As most UHF RFID tags are dipole-based structures, Chapter 2 first describes the fundamental circuit parameters of the dipole antenna (input impedance, radiation resistance, efficiency, Q-factor and impedance). The miniaturization strategies based on fat dipoles, tip loading and meanders are then presented followed by a description of the influence of the dielectric and metallic environments on the tag performance. The fundamental problem of impedance matching between the RFID chip and the antenna is clearly stated with a careful explanation of the single- and double-tuned matching strategies. It is demonstrated that the wide bandwidth characteristic of double-tuned matching circuit is crucial in the presence of dielectrics. Inductively coupled fed tag antennas, as well as the associated commercial loop-based modules, are also extensively detailed. Examples of their use on either filled or empty recipients are given. To conclude this chapter, a state of the art for tags on metal is proposed. Thin and thick structures are examined in succession.

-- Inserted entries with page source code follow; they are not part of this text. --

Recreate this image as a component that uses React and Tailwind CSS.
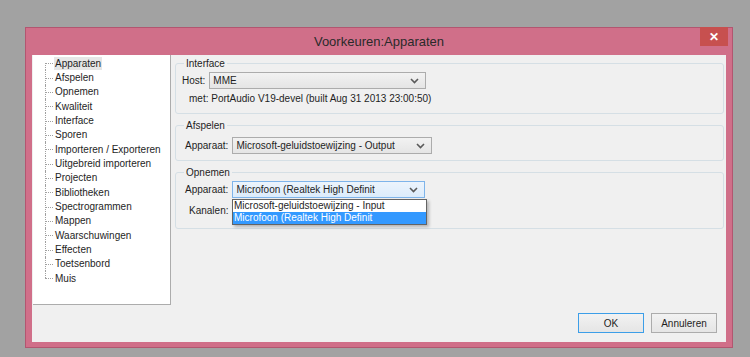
import React from "react";

const font = { fontFamily: '"Liberation Sans", Arial, sans-serif' };

const treeItems = [
  "Apparaten",
  "Afspelen",
  "Opnemen",
  "Kwaliteit",
  "Interface",
  "Sporen",
  "Importeren / Exporteren",
  "Uitgebreid importeren",
  "Projecten",
  "Bibliotheken",
  "Spectrogrammen",
  "Mappen",
  "Waarschuwingen",
  "Effecten",
  "Toetsenbord",
  "Muis",
];

function Chevron() {
  return (
    <svg width="9" height="6" viewBox="0 0 9 6" className="shrink-0">
      <path d="M1 1 L4.5 4.5 L8 1" fill="none" stroke="#5a5a5a" strokeWidth="1.6" />
    </svg>
  );
}

function Select({ value, width, focused }) {
  return (
    <div
      className={
        "flex h-[17px] items-center justify-between border pl-[3px] pr-[6px] " +
        (focused
          ? "border-[#7eb4ea] bg-gradient-to-b from-[#ecf4fc] to-[#dcecfc]"
          : "border-[#acacac] bg-gradient-to-b from-[#f2f2f2] to-[#e5e5e5]")
      }
      style={{ width }}
    >
      <span className="truncate">{value}</span>
      <Chevron />
    </div>
  );
}

function Group({ title, children, className }) {
  return (
    <fieldset className={"rounded-[3px] border border-[#d5dfe5] px-[6px] " + (className || "")}>
      <legend className="ml-[2px] px-[2px] text-[10px] leading-[11px]">{title}</legend>
      {children}
    </fieldset>
  );
}

export default function App() {
  return (
    <div className="h-[357px] w-[750px] overflow-hidden bg-[#a2a2a2] pl-[25px] pt-[27px] text-[10px] text-[#1e1e1e]" style={font}>
      <div className="flex h-[321px] w-[708px] flex-col border border-[#b25670] bg-[#d06f89]">
        {/* Title bar */}
        <div className="relative flex h-[27px] shrink-0 items-center justify-center">
          <span className="text-[13px] text-[#2a2a2a]">Voorkeuren:Apparaten</span>
          <div className="absolute right-[4px] top-[-1px] flex h-[19px] w-[28px] items-center justify-center bg-[#c7504f] text-[12px] font-bold text-white">
            ✕
          </div>
        </div>
        {/* Client area */}
        <div className="mx-[6px] mb-[5px] flex flex-1 bg-[#f0f0f0]">
          {/* Tree */}
          <div className="ml-[1px] h-[250px] w-[138px] shrink-0 border-b border-r border-[#acacac] bg-white pl-[12px] pt-[1px]">
            {treeItems.map((t, i) => (
              <div key={t} className="flex h-[14.35px] items-center">
                <div className="relative h-full w-[8px] shrink-0">
                  <div
                    className={
                      "absolute left-0 w-0 border-l border-dotted border-[#a0a0a0] " +
                      (i === 0 ? "top-1/2 bottom-0" : i === treeItems.length - 1 ? "top-0 bottom-1/2" : "top-0 bottom-0")
                    }
                  />
                  <div className="absolute left-0 right-0 top-1/2 h-0 border-t border-dotted border-[#a0a0a0]" />
                </div>
                <span
                  className={
                    "ml-[1px] whitespace-nowrap px-[1px] leading-[13px] " + (i === 0 ? "bg-[#e6e6e6]" : "")
                  }
                >
                  {t}
                </span>
              </div>
            ))}
          </div>
          {/* Right panel */}
          <div className="flex flex-1 flex-col pl-[4px] pr-[2px] pt-[3px]">
            <Group title="Interface" className="h-[56px]">
              <div className="mt-[3px] flex items-center gap-[4px]">
                <span>Host:</span>
                <Select value="MME" width={217} />
              </div>
              <div className="ml-[7px] mt-[2px]">met: PortAudio V19-devel (built Aug 31 2013 23:00:50)</div>
            </Group>
            <Group title="Afspelen" className="mt-[6px] h-[41px]">
              <div className="ml-[3px] mt-[6px] flex items-center gap-[4px]">
                <span>Apparaat:</span>
                <Select value="Microsoft-geluidstoewijzing - Output" width={200} />
              </div>
            </Group>
            <Group title="Opnemen" className="mt-[6px] h-[62px]">
              <div className="relative ml-[3px] mt-[3px] flex items-center gap-[4px]">
                <span>Apparaat:</span>
                <Select value="Microfoon (Realtek High Definit" width={193} focused />
                <div className="absolute left-[47px] top-[18px] z-10 w-[195px] border border-[#646464] bg-white shadow-[2px_2px_3px_rgba(0,0,0,0.25)]">
                  <div className="h-[12px] pl-[1px] leading-[12px]">Microsoft-geluidstoewijzing - Input</div>
                  <div className="h-[12px] bg-[#3399ff] pl-[1px] leading-[12px] text-white">Microfoon (Realtek High Definit</div>
                </div>
              </div>
              <div className="ml-[7px] mt-[5px]">Kanalen:</div>
            </Group>
            <div className="flex-1" />
            <div className="mb-[9px] mr-[7px] flex justify-end gap-[7px]">
              <div className="flex h-[20px] w-[66px] items-center justify-center border border-[#3c9ee8] bg-gradient-to-b from-[#f2f2f2] to-[#e5e5e5]">
                OK
              </div>
              <div className="flex h-[20px] w-[66px] items-center justify-center border border-[#acacac] bg-gradient-to-b from-[#f2f2f2] to-[#e5e5e5]">
                Annuleren
              </div>
            </div>
          </div>
        </div>
      </div>
    </div>
  );
}
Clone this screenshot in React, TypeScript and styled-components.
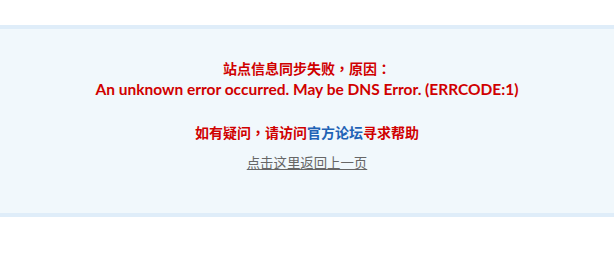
import React from "react";
import styled, { createGlobalStyle } from "styled-components";

const Global = createGlobalStyle`
  html, body { margin: 0; padding: 0; background: #ffffff; }
  body { font-family: "Lato", "Noto Sans CJK SC", sans-serif; }
`;

const Page = styled.div`
  padding-top: 25px;
`;

const Panel = styled.div`
  background: #f1f8fc;
  border-top: 4px solid #dfedf9;
  border-bottom: 4px solid #dfedf9;
  padding: 29px 0 41px;
  text-align: center;
`;

const Title = styled.p`
  margin: 0;
  color: #d00000;
  font-weight: bold;
  font-size: 14px;
  line-height: 20px;
  font-family: "Noto Sans CJK SC", sans-serif;
`;

const Reason = styled.p`
  margin: 0;
  color: #d00000;
  font-weight: bold;
  font-size: 15.5px;
  line-height: 22px;
  font-family: "Lato", "Noto Sans CJK SC", sans-serif;
`;

const Help = styled.p`
  margin: 22px 0 0;
  color: #d00000;
  font-weight: bold;
  font-size: 14px;
  line-height: 20px;
  font-family: "Noto Sans CJK SC", sans-serif;
`;

const Punct = styled.span`
  font-family: "Noto Sans CJK TC", "Noto Sans CJK SC", sans-serif;
`;

const ForumLink = styled.a`
  color: #1f63b6;
  text-decoration: none;
`;

const BackRow = styled.p`
  margin: 10px 0 0;
  font-size: 13.4px;
  line-height: 20px;
  font-family: "Noto Sans CJK SC", sans-serif;
`;

const BackLink = styled.a`
  color: #666666;
  text-decoration: underline;
`;

export default function App() {
  return (
    <>
      <Global />
      <Page>
        <Panel>
          <Title>
            站点信息同步失败<Punct>，</Punct>原因<Punct>：</Punct>
          </Title>
          <Reason>An unknown error occurred. May be DNS Error. (ERRCODE:1)</Reason>
          <Help>
            如有疑问<Punct>，</Punct>请访问<ForumLink href="#">官方论坛</ForumLink>寻求帮助
          </Help>
          <BackRow>
            <BackLink href="#">点击这里返回上一页</BackLink>
          </BackRow>
        </Panel>
      </Page>
    </>
  );
}
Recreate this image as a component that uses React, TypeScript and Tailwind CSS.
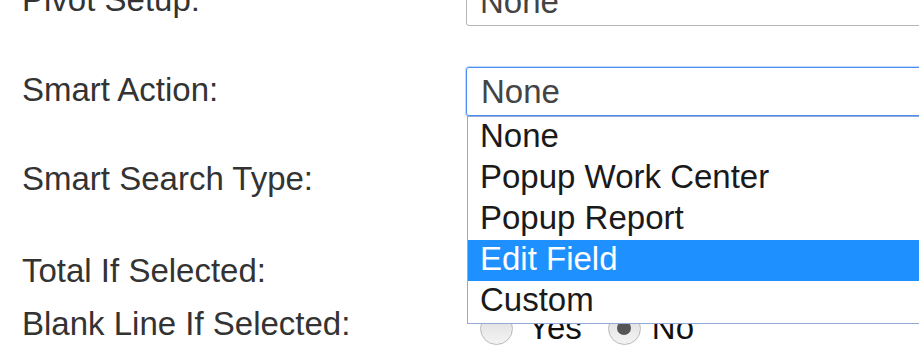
import React from 'react';

const options = ['None', 'Popup Work Center', 'Popup Report', 'Edit Field', 'Custom'];

function Radio({ checked }: { checked?: boolean }) {
  return (
    <span className="flex h-[33px] w-[33px] items-center justify-center rounded-full border border-[#b9b9b9] bg-gradient-to-b from-[#dcdcdc] to-[#f4f4f4]">
      {checked && <span className="h-[14px] w-[14px] rounded-full bg-[#555555]" />}
    </span>
  );
}

function Row({ label, height, children }: { label: string; height: string; children?: React.ReactNode }) {
  return (
    <div className={`flex ${height}`}>
      <div className="w-[466px] shrink-0 pl-[22px] pt-[4px] text-[#333333]">{label}</div>
      <div className="flex-1">{children}</div>
    </div>
  );
}

export default function App() {
  return (
    <div
      className="relative h-[348px] w-[919px] overflow-hidden bg-white text-[33px] leading-[38px]"
      style={{ fontFamily: '"Liberation Sans", Arial, sans-serif' }}
    >
      <div className="mt-[-23px] flex flex-col">
        <Row label="Pivot Setup:" height="h-[90px]">
          <div className="flex h-[49px] w-[520px] items-center rounded-[3px] border border-[#b5b5b5] pl-[13px] text-[#444444]">
            None
          </div>
        </Row>
        <Row label="Smart Action:" height="h-[89px]">
          <div className="flex h-[49px] w-[520px] items-center rounded-[3px] border border-[#4a8ef0] pl-[14px] text-[#444444] shadow-[0_0_0_1px_rgba(77,144,254,0.35)]">
            None
          </div>
        </Row>
        {/* rows 3 and 4: their inputs sit under the open list */}
        <Row label="Smart Search Type:" height="h-[92px]" />
        <Row label="Total If Selected:" height="h-[53px]" />
        <Row label="Blank Line If Selected:" height="h-[60px]">
          <div className="flex items-center pt-[8px] pl-[14px] text-[#111111]">
            <Radio />
            <span className="ml-[15px] mr-[26px]">Yes</span>
            <Radio checked />
            <span className="ml-[11px]">No</span>
          </div>
        </Row>
      </div>

      <ul className="absolute left-[467px] top-[116px] w-[500px] border border-[#93aad6] bg-white pb-[1px] text-[#1a1a1a]">
        {options.map((o) => (
          <li
            key={o}
            className={`h-[41px] pl-[12px] leading-[38px] ${o === 'Edit Field' ? 'bg-[#1e90ff] text-white' : ''}`}
          >
            {o}
          </li>
        ))}
      </ul>
    </div>
  );
}
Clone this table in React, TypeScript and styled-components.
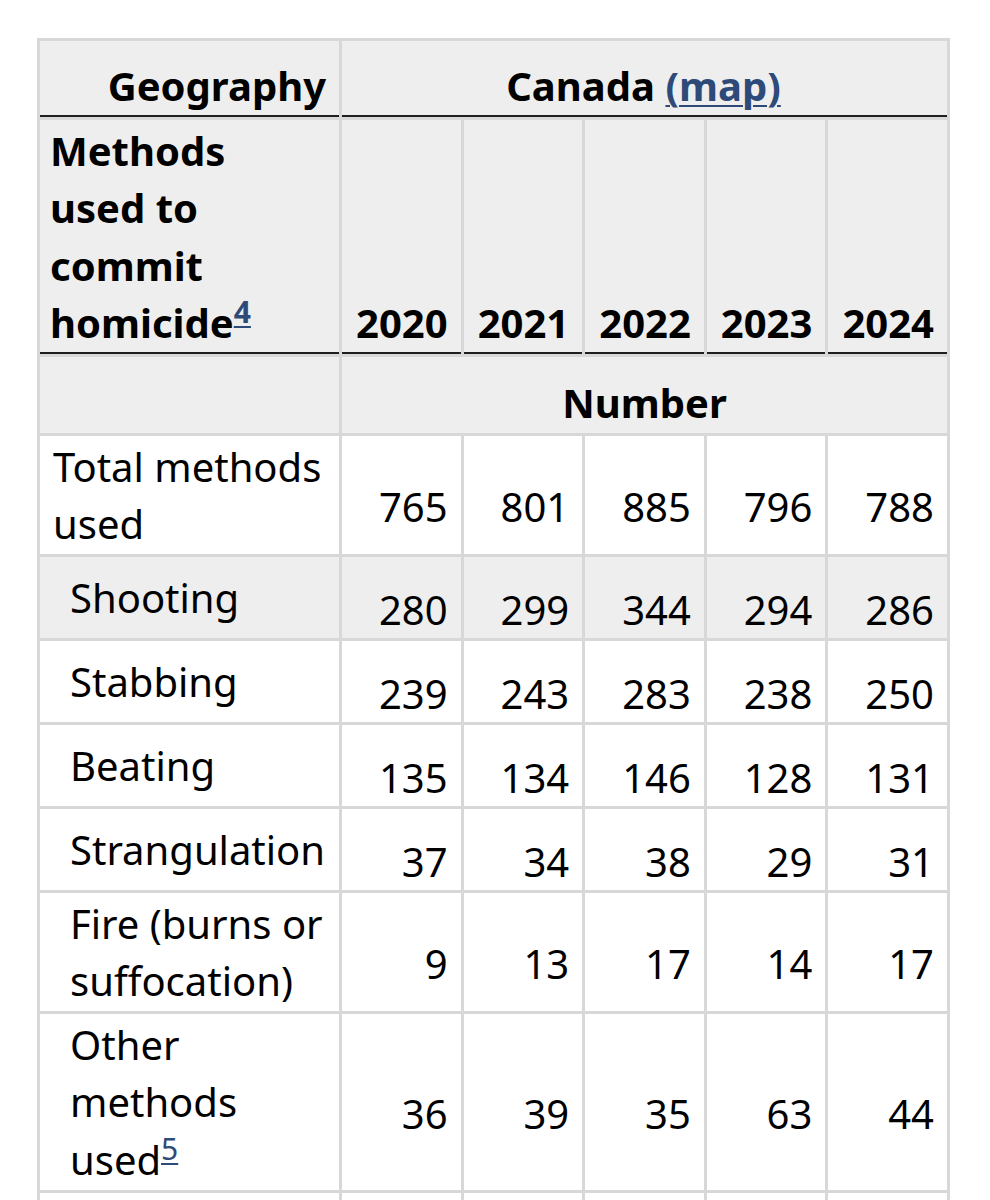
import React from "react";
import styled, { createGlobalStyle } from "styled-components";

const GlobalStyle = createGlobalStyle`
  html, body {
    margin: 0;
    padding: 0;
    background: #ffffff;
  }
  body {
    font-family: "Noto Sans", "Open Sans", sans-serif;
    color: #000000;
  }
`;

const Page = styled.div`
  padding: 38px 0 0 37px;
`;

const Table = styled.table`
  width: 913px;
  table-layout: fixed;
  border-collapse: separate;
  border-spacing: 3px;
  background: #d8d8d8;
  font-size: 40px;
  line-height: 57.5px;
`;

interface HeadCellProps {
  align?: string;
  padTop?: string;
}

const HeadCell = styled.th<HeadCellProps>`
  background: #eeeeee;
  font-weight: 700;
  text-align: ${({ align }) => align || "right"};
  vertical-align: bottom;
  padding: ${({ padTop }) => padTop || "2px"} 13px 0 11px;
  border-bottom: 2px solid #1e1e1e;
  white-space: nowrap;
`;

const StubHead = styled(HeadCell)`
  white-space: normal;
  padding-left: 10px;
`;

const UnitCell = styled.th`
  background: #eeeeee;
  font-weight: 700;
  text-align: center;
  vertical-align: bottom;
  padding: 17px 13px 2px;
`;

const EmptyHead = styled.td`
  background: #eeeeee;
`;

interface RowProps {
  shaded?: boolean;
}

interface LabelProps extends RowProps {
  indent?: boolean;
}

const Label = styled.th<LabelProps>`
  background: ${({ shaded }) => (shaded ? "#eeeeee" : "#ffffff")};
  font-weight: 400;
  text-align: left;
  vertical-align: middle;
  padding: 1.5px 8px 1.5px ${({ indent }) => (indent ? "30px" : "13px")};
`;

const Value = styled.td<RowProps>`
  background: ${({ shaded }) => (shaded ? "#eeeeee" : "#ffffff")};
  text-align: right;
  vertical-align: middle;
  padding: 23.5px 13px 0 8px;
  white-space: nowrap;
`;

const Link = styled.a`
  color: #2d4a78;
  text-decoration: underline;
  text-decoration-thickness: 2px;
  text-underline-offset: 4px;
`;

const Note = styled.sup`
  font-size: 30px;
  line-height: 0;
  vertical-align: 15px;
  font-weight: inherit;

  a {
    color: #2d4a78;
    text-decoration: underline;
    text-decoration-thickness: 2px;
    text-underline-offset: 3px;
  }
`;

const years = ["2020", "2021", "2022", "2023", "2024"];

interface MethodRow {
  label: React.ReactNode;
  values: number[];
  indent?: boolean;
  shaded?: boolean;
}

const rows: MethodRow[] = [
  { label: "Total methods used", values: [765, 801, 885, 796, 788] },
  { label: "Shooting", values: [280, 299, 344, 294, 286], indent: true, shaded: true },
  { label: "Stabbing", values: [239, 243, 283, 238, 250], indent: true },
  { label: "Beating", values: [135, 134, 146, 128, 131], indent: true },
  { label: "Strangulation", values: [37, 34, 38, 29, 31], indent: true },
  { label: "Fire (burns or suffocation)", values: [9, 13, 17, 14, 17], indent: true },
  {
    label: (
      <>
        Other methods used
        <Note>
          <a href="#note5">5</a>
        </Note>
      </>
    ),
    values: [36, 39, 35, 63, 44],
    indent: true,
  },
];

export default function App() {
  return (
    <>
      <GlobalStyle />
      <Page>
        <Table>
          <colgroup>
            <col style={{ width: "299px" }} />
            {years.map((y) => (
              <col key={y} />
            ))}
          </colgroup>
          <thead>
            <tr>
              <HeadCell padTop="16px">Geography</HeadCell>
              <HeadCell colSpan={5} align="center" padTop="16px">
                Canada <Link href="#map">(map)</Link>
              </HeadCell>
            </tr>
            <tr>
              <StubHead align="left">
                Methods used to commit homicide
                <Note>
                  <a href="#note4">4</a>
                </Note>
              </StubHead>
              {years.map((y) => (
                <HeadCell key={y}>{y}</HeadCell>
              ))}
            </tr>
            <tr>
              <EmptyHead />
              <UnitCell colSpan={5}>Number</UnitCell>
            </tr>
          </thead>
          <tbody>
            {rows.map((row, i) => (
              <tr key={i}>
                <Label indent={row.indent} shaded={row.shaded}>
                  {row.label}
                </Label>
                {row.values.map((v, j) => (
                  <Value key={j} shaded={row.shaded}>
                    {v}
                  </Value>
                ))}
              </tr>
            ))}
            <tr>
              <Label indent>&nbsp;</Label>
              {years.map((y) => (
                <Value key={y}>&nbsp;</Value>
              ))}
            </tr>
          </tbody>
        </Table>
      </Page>
    </>
  );
}
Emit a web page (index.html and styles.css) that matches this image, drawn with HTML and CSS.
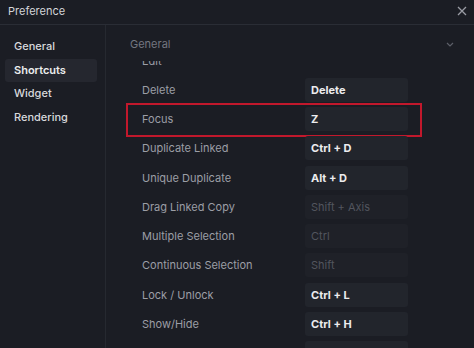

In Chapter 3, special emphasis is put on the design methodology as a function of the radar cross section (RCS) and DeltaRCS with consequences on the near- field/far-field communications.

Chapter 4 is an overview of UHF RFID challenges including the applications, markets, trades and basic technologies, more specifically in the supply chain management and the retail inventory. It is demonstrated that return-on investment (ROI) is key to the RFID buying decision process. RFID technology must generate cost reduction and sales increase to trigger the associated investment. Key topics of future RFID are also detailed: use of tags throughout the whole product life, smart embedded RFID solutions, seamless and ubiquitous infrastructures, and future softwares in massive networks of small intelligent devices.